23 febrero 2014

El recuerdo

La Iliada fue uno de mis primeros libros. El prudente Ulises, el gigantesco Ajax, el valiente Hector, el ambicioso rey Menelao, Patroclo ingenuidad y ardor juvenil y Aquiles, su madre Tetis, la de los rosados dedos, una concubina de Zeus, que sumergió al hijo por el talón en la laguna Estigia para protegerlo en batalla. No imaginaba que el cobarde Paris, desde la distancia, encontraría su punto débil. Aqueos de doradas glebas brillando al  amanecer,  cantaba Homero. Al final esperaba Creonte el barquero, cruzando al reino de los espíritus solo a aquellos a los que los suyos habían pagado el peaje. No entendía nada, pero esos nombres y esas historias  han resonado en mi cabeza cincuenta años.  Eneas que luego me acompañaría en la Eneida, era un personaje menor, un timorato. Los demás hablaban de la eternidad, del recuerdo de sus hazañas que se cantarían por generaciones. Cada gesto, cada decisión estaba dedicado a ellas. Así se enfrentaban día tras día a la batalla, algo incomprensible para mi entonces, pero que con la edad ha tomado todo su sentido.

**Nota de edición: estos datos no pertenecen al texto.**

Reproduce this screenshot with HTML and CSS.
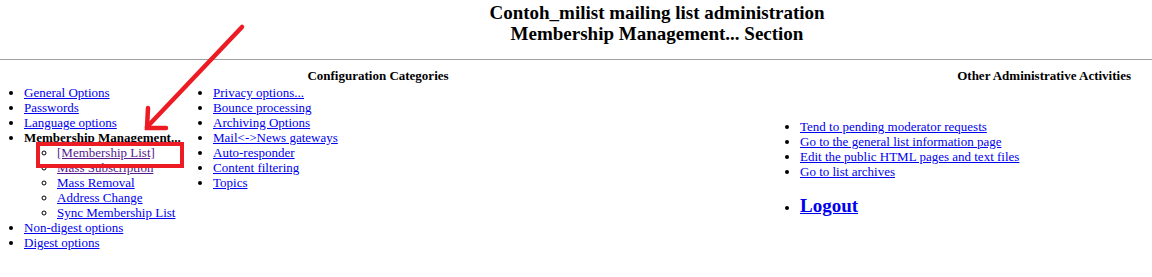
FILE: index.html
```
<!DOCTYPE html>
<html>
<head>
<meta charset="utf-8">
<title>Contoh_milist Administration</title>
<link rel="stylesheet" href="styles.css">
</head>
<body>
<div class="page">
  <h2 class="title">Contoh_milist mailing list administration<br>Membership Management... Section</h2>
  <hr class="rule">
  <div class="main">
    <div class="cats">
      <div class="cat-head">Configuration Categories</div>
      <div class="cat-cols">
        <ul class="list col1">
          <li><a href="#">General Options</a></li>
          <li><a href="#">Passwords</a></li>
          <li><a href="#">Language options</a></li>
          <li><b>Membership Management...</b>
            <ul class="sub">
              <li><a class="visited" href="#">[Membership List]</a></li>
              <li><a class="visited" href="#">Mass Subscription</a></li>
              <li><a href="#">Mass Removal</a></li>
              <li><a href="#">Address Change</a></li>
              <li><a href="#">Sync Membership List</a></li>
            </ul>
          </li>
          <li><a href="#">Non-digest options</a></li>
          <li><a href="#">Digest options</a></li>
        </ul>
        <ul class="list col2">
          <li><a href="#">Privacy options...</a></li>
          <li><a href="#">Bounce processing</a></li>
          <li><a href="#">Archiving Options</a></li>
          <li><a href="#">Mail&lt;-&gt;News gateways</a></li>
          <li><a href="#">Auto-responder</a></li>
          <li><a href="#">Content filtering</a></li>
          <li><a href="#">Topics</a></li>
        </ul>
      </div>
    </div>
    <div class="side">
      <div class="other-head">Other Administrative Activities</div>
      <div class="other">
        <ul class="list olist">
          <li><a href="#">Tend to pending moderator requests</a></li>
          <li><a href="#">Go to the general list information page</a></li>
          <li><a href="#">Edit the public HTML pages and text files</a></li>
          <li><a href="#">Go to list archives</a></li>
        </ul>
        <ul class="list logout">
          <li><a class="big" href="#">Logout</a></li>
        </ul>
      </div>
    </div>
  </div>
  <div class="markbox"></div>
  <svg class="arrow" width="1152" height="277" viewBox="0 0 1152 277">
    <polyline points="242,27 147,127" fill="none" stroke="#ed1c24" stroke-width="4.5" stroke-linecap="round"/>
    <polyline points="148,108 147,128 166,128" fill="none" stroke="#ed1c24" stroke-width="4.5" stroke-linecap="round" stroke-linejoin="miter"/>
  </svg>
</div>
</body>
</html>
```
FILE: styles.css
```
html, body {
  margin: 0;
  padding: 0;
  background: #ffffff;
}
body {
  font-family: "Liberation Serif", "Times New Roman", serif;
  font-size: 13px;
  line-height: 15px;
  color: #000000;
}
.page {
  position: relative;
  width: 1152px;
  height: 277px;
  overflow: hidden;
}
.title {
  margin: 0;
  padding-top: 2px;
  padding-left: 162px;
  text-align: center;
  font-size: 19px;
  line-height: 21px;
  font-weight: bold;
}
.rule {
  margin: 15px 0 0 0;
  border: 0;
  height: 1px;
  background: #a0a0a0;
}
a {
  color: #0000ee;
  text-decoration: underline;
}
a.visited {
  color: #551a8b;
}
.main {
  display: grid;
  grid-template-columns: 756px 1fr;
  align-items: start;
  margin-top: 8px;
}
.cat-head {
  text-align: center;
  font-weight: bold;
}
.cat-cols {
  display: flex;
  margin-top: 2px;
}
.list {
  margin: 0;
  padding: 0;
  list-style-type: disc;
}
.col1 {
  width: 165px;
  padding-left: 24px;
}
.col2 {
  padding-left: 24px;
}
.sub {
  margin: 0;
  padding-left: 33px;
  list-style-type: circle;
}
.other-head {
  text-align: right;
  padding-right: 21px;
  font-weight: bold;
}
.other {
  margin-top: 36px;
  padding-left: 44px;
}
.logout {
  margin-top: 16px;
  line-height: 22px;
}
.big {
  font-size: 19px;
  font-weight: bold;
}
.markbox {
  position: absolute;
  left: 36px;
  top: 142px;
  width: 140px;
  height: 18px;
  border: 4px solid #ed1c24;
}
.arrow {
  position: absolute;
  left: 0;
  top: 0;
  pointer-events: none;
}
```
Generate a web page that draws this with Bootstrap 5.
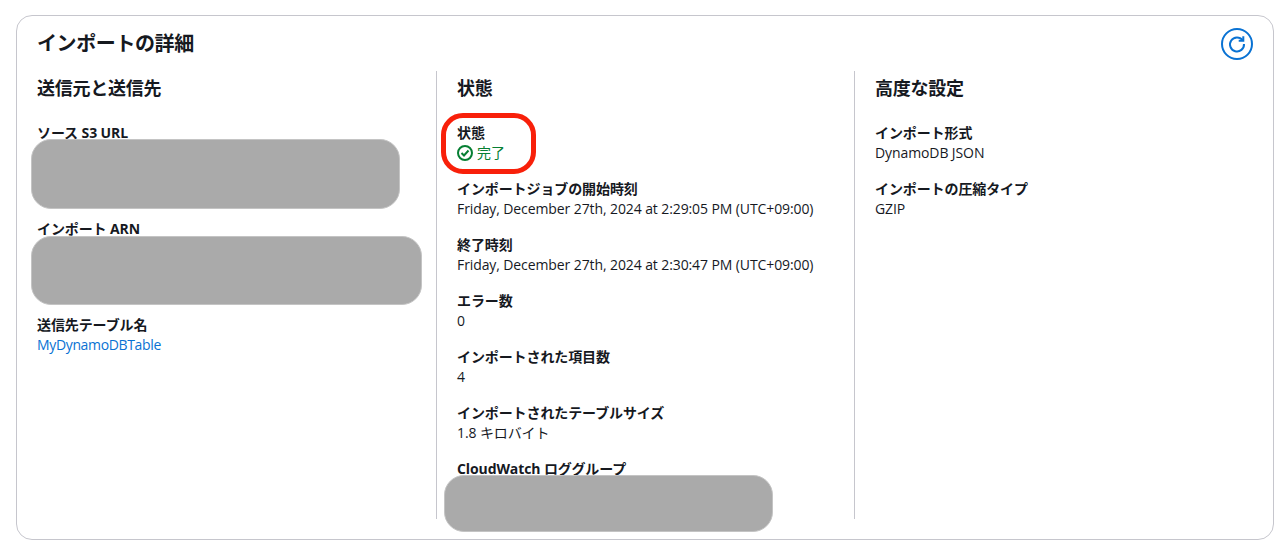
<!DOCTYPE html>
<html lang="ja">
<head>
    <meta charset="UTF-8">
    <meta name="viewport" content="width=device-width, initial-scale=1.0">
    <title>インポートの詳細</title>
    <link href="https://cdn.jsdelivr.net/npm/bootstrap@5.3.0/dist/css/bootstrap.min.css" rel="stylesheet">
    <style>
        body {
            font-family: "Open Sans", "Noto Sans CJK JP", sans-serif;
            font-size: 14px;
            line-height: 20px;
            letter-spacing: -0.1px;
            color: #16191f;
            background: #fff;
        }
        .detail-panel {
            position: relative;
            margin: 15px 13px 0 16px;
            height: 525px;
            border: 1px solid #c6c6cd;
            border-radius: 16px;
            padding: 0 20px 20px;
        }
        .panel-head {
            height: 55px;
            padding-top: 14px;
        }
        .panel-title {
            font-size: 20px;
            line-height: 28px;
            font-weight: 700;
            letter-spacing: -0.4px;
            margin: 0;
        }
        .refresh-btn {
            width: 32px;
            height: 32px;
            margin: -2px 0 0;
            padding: 0;
            border: 2px solid #0972d3;
            border-radius: 50%;
            background: #fff;
        }
        .detail-cols {
            height: 448px;
        }
        .detail-col {
            flex: 0 0 418px;
            padding: 6px 20px 0;
            border-left: 1px solid #c6c6cd;
        }
        .detail-col:first-child {
            flex-basis: 399px;
            padding-left: 0;
            border-left: 0;
        }
        .detail-col:last-child {
            flex: 1 1 auto;
        }
        .col-title {
            font-size: 18px;
            line-height: 22px;
            font-weight: 700;
            letter-spacing: -0.25px;
            margin: 0 0 24px;
        }
        .field-item {
            margin-bottom: 16px;
        }
        .field-label {
            font-weight: 700;
        }
        .field-link {
            color: #0972d3;
            text-decoration: none;
            letter-spacing: -0.35px;
        }
        .field-ok {
            color: #067f33;
        }
        .hidden-value {
            height: 60px;
        }
        .redact-box {
            position: absolute;
            background: #aaa;
            border: 1px solid #c4c4c4;
            border-radius: 20px;
        }
        .redact-one { left: 14px; top: 123px; width: 369px; height: 70px; }
        .redact-two { left: 14px; top: 220px; width: 391px; height: 69px; }
        .redact-three { left: 427px; top: 459px; width: 329px; height: 57px; }
        .callout-ring {
            position: absolute;
            left: 424px;
            top: 97px;
            width: 95px;
            height: 61px;
            border: 5px solid #f8200a;
            border-radius: 22px;
        }
    </style>
</head>
<body>
    <div class="detail-panel">
        <div class="panel-head d-flex justify-content-between align-items-start">
            <h2 class="panel-title">インポートの詳細</h2>
            <button type="button" class="refresh-btn d-flex align-items-center justify-content-center" aria-label="更新">
                <svg width="20" height="20" viewBox="0 0 20 20" fill="none" stroke="#0972d3" stroke-width="2">
                    <path d="M15.6 6.2A7 7 0 1 0 17 10"/>
                    <path d="M16.3 2.2v4.6h-4.6" stroke-linejoin="miter"/>
                </svg>
            </button>
        </div>
        <div class="detail-cols d-flex">
            <div class="detail-col">
                <h3 class="col-title">送信元と送信先</h3>
                <div class="field-item">
                    <div class="field-label">ソース S3 URL</div>
                    <div class="hidden-value"></div>
                </div>
                <div class="field-item">
                    <div class="field-label">インポート ARN</div>
                    <div class="hidden-value"></div>
                </div>
                <div class="field-item">
                    <div class="field-label">送信先テーブル名</div>
                    <a class="field-link" href="#">MyDynamoDBTable</a>
                </div>
            </div>
            <div class="detail-col">
                <h3 class="col-title">状態</h3>
                <div class="field-item">
                    <div class="field-label">状態</div>
                    <div class="field-ok d-flex align-items-center gap-1">
                        <svg width="16" height="16" viewBox="0 0 16 16" fill="none" stroke="#067f33" stroke-width="2">
                            <circle cx="8" cy="8" r="7"/>
                            <path d="M4.5 8 7 10.5 11.5 5.5"/>
                        </svg>
                        <span>完了</span>
                    </div>
                </div>
                <div class="field-item">
                    <div class="field-label">インポートジョブの開始時刻</div>
                    <div>Friday, December 27th, 2024 at 2:29:05 PM (UTC+09:00)</div>
                </div>
                <div class="field-item">
                    <div class="field-label">終了時刻</div>
                    <div>Friday, December 27th, 2024 at 2:30:47 PM (UTC+09:00)</div>
                </div>
                <div class="field-item">
                    <div class="field-label">エラー数</div>
                    <div>0</div>
                </div>
                <div class="field-item">
                    <div class="field-label">インポートされた項目数</div>
                    <div>4</div>
                </div>
                <div class="field-item">
                    <div class="field-label">インポートされたテーブルサイズ</div>
                    <div>1.8 キロバイト</div>
                </div>
                <div class="field-item">
                    <div class="field-label">CloudWatch ロググループ</div>
                </div>
            </div>
            <div class="detail-col">
                <h3 class="col-title">高度な設定</h3>
                <div class="field-item">
                    <div class="field-label">インポート形式</div>
                    <div>DynamoDB JSON</div>
                </div>
                <div class="field-item">
                    <div class="field-label">インポートの圧縮タイプ</div>
                    <div>GZIP</div>
                </div>
            </div>
        </div>
        <div class="redact-box redact-one"></div>
        <div class="redact-box redact-two"></div>
        <div class="redact-box redact-three"></div>
        <div class="callout-ring"></div>
    </div>

    <script src="https://cdn.jsdelivr.net/npm/bootstrap@5.3.0/dist/js/bootstrap.bundle.min.js"></script>
</body>
</html>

Sólo vivimos realmente en los recuerdos de otros.
Sin nuestro nombre resonando en otras voces, simplemente ni existimos, ni hemos existido.
Es únicamente nuestro recuerdo el que nos hace inmortales y da sentido a toda nuestra (breve) existencia.
En esto, como en tantas otras cosas, los griegos llegaron pronto al teorema clave de la vida.